• [The problem]: Sift the listing for lines that hold the string "this" and pull them out.

• [Material]:
________________________________________

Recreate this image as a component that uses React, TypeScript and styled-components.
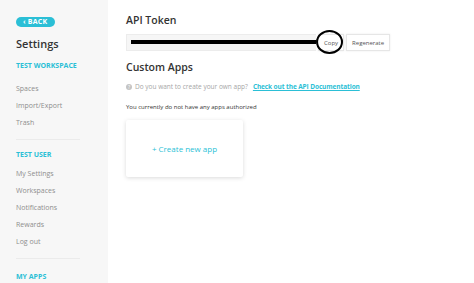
import React from "react";
import styled, { createGlobalStyle } from "styled-components";

const GlobalStyle = createGlobalStyle`
  html, body {
    margin: 0;
    padding: 0;
    background: #ffffff;
    font-family: "Open Sans", "Liberation Sans", sans-serif;
  }
`;

const teal = "#2bbfd6";

// top padding / gap under title vary a little between sections in the original
const sections = [
  { title: "TEST WORKSPACE", top: 8, gap: 8, items: ["Spaces", "Import/Export", "Trash"] },
  { title: "TEST USER", top: 9, gap: 4, items: ["My Settings", "Workspaces", "Notifications", "Rewards", "Log out"] },
  { title: "MY APPS", top: 12, gap: 4, items: [] as string[] },
];

export default function App() {
  return (
    <>
      <GlobalStyle />
      <Page>
        <Sidebar>
          <BackButton>‹ BACK</BackButton>
          <SideTitle>Settings</SideTitle>
          {sections.map((s, i) => (
            <Section key={s.title} top={s.top} last={i === sections.length - 1}>
              <SectionTitle gap={s.gap}>{s.title}</SectionTitle>
              {s.items.map((item) => (
                <SideLink key={item}>{item}</SideLink>
              ))}
            </Section>
          ))}
        </Sidebar>
        <Main>
          <Heading>API Token</Heading>
          <TokenRow>
            <TokenField>
              <Redaction />
            </TokenField>
            <CopyWrap>
              <SmallButton>Copy</SmallButton>
              <Circle />
            </CopyWrap>
            <SmallButton>Regenerate</SmallButton>
          </TokenRow>
          <Heading>Custom Apps</Heading>
          <HelpLine>
            <HelpIcon>?</HelpIcon>
            <span>Do you want to create your own app?</span>
            <DocLink>Check out the API Documentation</DocLink>
          </HelpLine>
          <Notice>You currently do not have any apps authorized</Notice>
          <AppCard>+ Create new app</AppCard>
        </Main>
      </Page>
    </>
  );
}

const Page = styled.div`
  display: flex;
  width: 474px;
  height: 283px;
  overflow: hidden;
`;

const Sidebar = styled.aside`
  width: 108px;
  flex-shrink: 0;
  background: #f7f7f7;
  padding: 17px 0 0 16px;
  box-sizing: border-box;
  display: flex;
  flex-direction: column;
  align-items: flex-start;
`;

const BackButton = styled.div`
  background: ${teal};
  color: #fff;
  font-size: 7px;
  font-weight: 700;
  height: 10px;
  line-height: 10px;
  padding: 0 8px 0 7px;
  border-radius: 6px;
  letter-spacing: 0.2px;
`;

const SideTitle = styled.div`
  margin-top: 9px;
  font-size: 11px;
  font-weight: 600;
  color: #333;
  line-height: 16px;
`;

const Section = styled.div<{ top: number; last?: boolean }>`
  width: 64px;
  padding: ${(p) => p.top}px 0 ${(p) => (p.last ? 0 : 8)}px;
  border-bottom: ${(p) => (p.last ? "none" : "1px solid #ebebeb")};
  display: flex;
  flex-direction: column;
  flex-shrink: 0;
`;

const SectionTitle = styled.div<{ gap: number }>`
  color: ${teal};
  font-size: 7px;
  font-weight: 700;
  line-height: 12px;
  margin-bottom: ${(p) => p.gap}px;
  white-space: nowrap;
`;

const SideLink = styled.div`
  color: #8e8e8e;
  font-size: 7px;
  line-height: 17px;
  white-space: nowrap;
`;

const Main = styled.main`
  flex: 1;
  padding: 12px 0 0 18px;
  display: flex;
  flex-direction: column;
  align-items: flex-start;
`;

const Heading = styled.div`
  font-size: 10.5px;
  font-weight: 600;
  color: #333;
  line-height: 16px;
`;

const TokenRow = styled.div`
  display: flex;
  align-items: center;
  margin: 5px 0 8px;
  height: 18px;
`;

const TokenField = styled.div`
  width: 190px;
  height: 17px;
  background: #f6f6f6;
  border: 1px solid #ececec;
  border-right: none;
  display: flex;
  align-items: center;
  padding-left: 4px;
  box-sizing: border-box;
`;

const Redaction = styled.div`
  height: 4px;
  width: 186px;
  background: #000;
`;

const CopyWrap = styled.div`
  position: relative;
  display: flex;
`;

const SmallButton = styled.div`
  height: 17px;
  line-height: 17px;
  padding: 0 5px;
  font-size: 6px;
  color: #555;
  background: #fff;
  border: 1px solid #e6e6e6;
  box-shadow: 0 0 2px rgba(0, 0, 0, 0.08);
  margin-left: 2px;
  box-sizing: border-box;
`;

const Circle = styled.div`
  position: absolute;
  left: 0;
  top: -4px;
  width: 27px;
  height: 24px;
  border: 2px solid #000;
  border-radius: 50%;
  box-sizing: border-box;
`;

const HelpLine = styled.div`
  margin-top: 6px;
  display: flex;
  align-items: center;
  font-size: 6.5px;
  color: #a6a6a6;
  line-height: 12px;
`;

const HelpIcon = styled.span`
  width: 6px;
  height: 6px;
  border-radius: 50%;
  background: #c4c4c4;
  color: #fff;
  font-size: 5px;
  line-height: 6px;
  text-align: center;
  margin-right: 3px;
`;

const DocLink = styled.span`
  color: ${teal};
  font-weight: 700;
  text-decoration: underline;
  margin-left: 5px;
  letter-spacing: -0.1px;
`;

const Notice = styled.div`
  margin-top: 9px;
  font-size: 6px;
  color: #333;
  line-height: 10px;
`;

const AppCard = styled.div`
  margin-top: 8px;
  width: 117px;
  height: 57px;
  background: #fff;
  box-shadow: 0 1px 4px rgba(0, 0, 0, 0.15);
  border-radius: 2px;
  display: flex;
  align-items: center;
  justify-content: center;
  color: ${teal};
  font-size: 8px;
`;
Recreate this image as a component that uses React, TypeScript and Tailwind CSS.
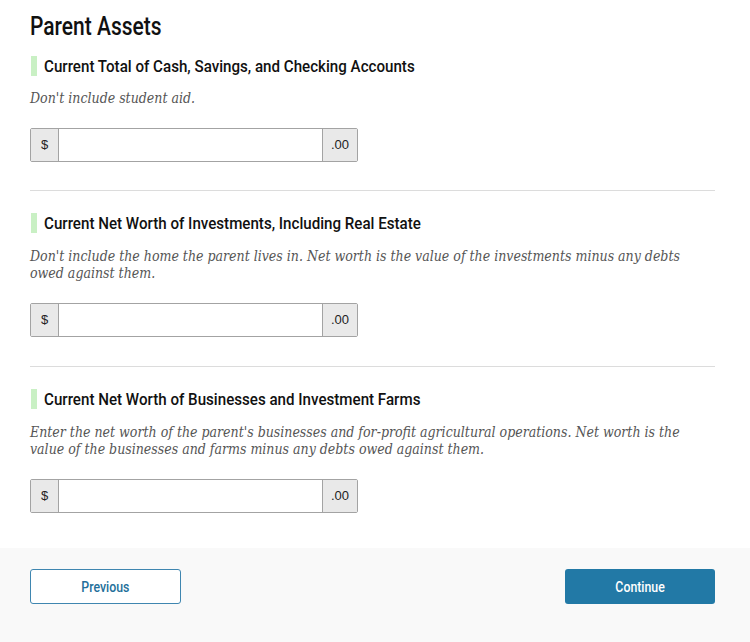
const sections = [
    {
        title: 'Current Total of Cash, Savings, and Checking Accounts',
        hint: "Don't include student aid.",
    },
    {
        title: 'Current Net Worth of Investments, Including Real Estate',
        hint: "Don't include the home the parent lives in. Net worth is the value of the investments minus any debts owed against them.",
    },
    {
        title: 'Current Net Worth of Businesses and Investment Farms',
        hint: "Enter the net worth of the parent's businesses and for-profit agricultural operations. Net worth is the value of the businesses and farms minus any debts owed against them.",
    },
]

const headFont = "font-['Roboto',sans-serif]"

function MoneyInput() {
    return (
        <div className="flex h-[34px] w-[328px] border border-[#a3a3a3] rounded-[2px] font-['Liberation_Sans',sans-serif] text-[13px] text-[#222]">
            <span className="flex w-[28px] items-center justify-center bg-[#e9e9e9] border-r border-[#a3a3a3]">$</span>
            <input className="flex-1 min-w-0 bg-white outline-none px-2" />
            <span className="flex w-[35px] items-center justify-center bg-[#e9e9e9] border-l border-[#a3a3a3]">.00</span>
        </div>
    )
}

export default function App() {
    return (
        <div className="min-h-[642px] w-[750px] flex flex-col bg-white">
            <div className="pl-[30px] pr-[35px] pt-[13px] pb-[35px]">
                <h1 className={`${headFont} text-[25px] leading-[28px] font-medium text-[#111] inline-block origin-left scale-x-[0.84]`}>Parent Assets</h1>
                {sections.map((s, i) => (
                    <div key={i}>
                        {i > 0 && <div className={`h-px bg-[#dcdcdc] mb-[22px] ${i === 1 ? 'mt-[28px]' : 'mt-[29px]'}`} />}
                        <div className={`flex items-center gap-[7px] ${i === 0 ? 'mt-[15px]' : ''}`}>
                            <div className="w-[6px] h-[20px] bg-[#c9f0c4] ml-px shrink-0" />
                            <h2 className={`${headFont} text-[17px] leading-[20px] font-medium text-[#111] whitespace-nowrap origin-left scale-x-[0.89]`}>{s.title}</h2>
                        </div>
                        <p className={`${i === 0 ? 'mt-[14px]' : 'mt-[15px]'} font-['DejaVu_Serif_Condensed','DejaVu_Serif',serif] italic text-[14px] leading-[17px] text-[#555] pr-[30px]`}>
                            {s.hint}
                        </p>
                        <div className="mt-[21px]">
                            <MoneyInput />
                        </div>
                    </div>
                ))}
            </div>
            <div className="flex-1 bg-[#f9f9f9] pl-[30px] pr-[35px] pt-[21px] flex justify-between items-start">
                <button className={`${headFont} w-[151px] h-[35px] pt-[2px] rounded-[3px] border border-[#3f86b0] bg-white text-[14px] font-medium text-[#236f9a]`}>
                    <span className="inline-block scale-x-[0.88]">Previous</span>
                </button>
                <button className={`${headFont} w-[150px] h-[35px] pt-[2px] rounded-[3px] bg-[#2279a6] text-[14px] font-medium text-white`}>
                    <span className="inline-block scale-x-[0.88]">Continue</span>
                </button>
            </div>
        </div>
    )
}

________________________________________

• [The result]:
Recreate this image as a component that uses React, TypeScript and styled-components.
Recreate this image as a component that uses React, TypeScript and Tailwind CSS.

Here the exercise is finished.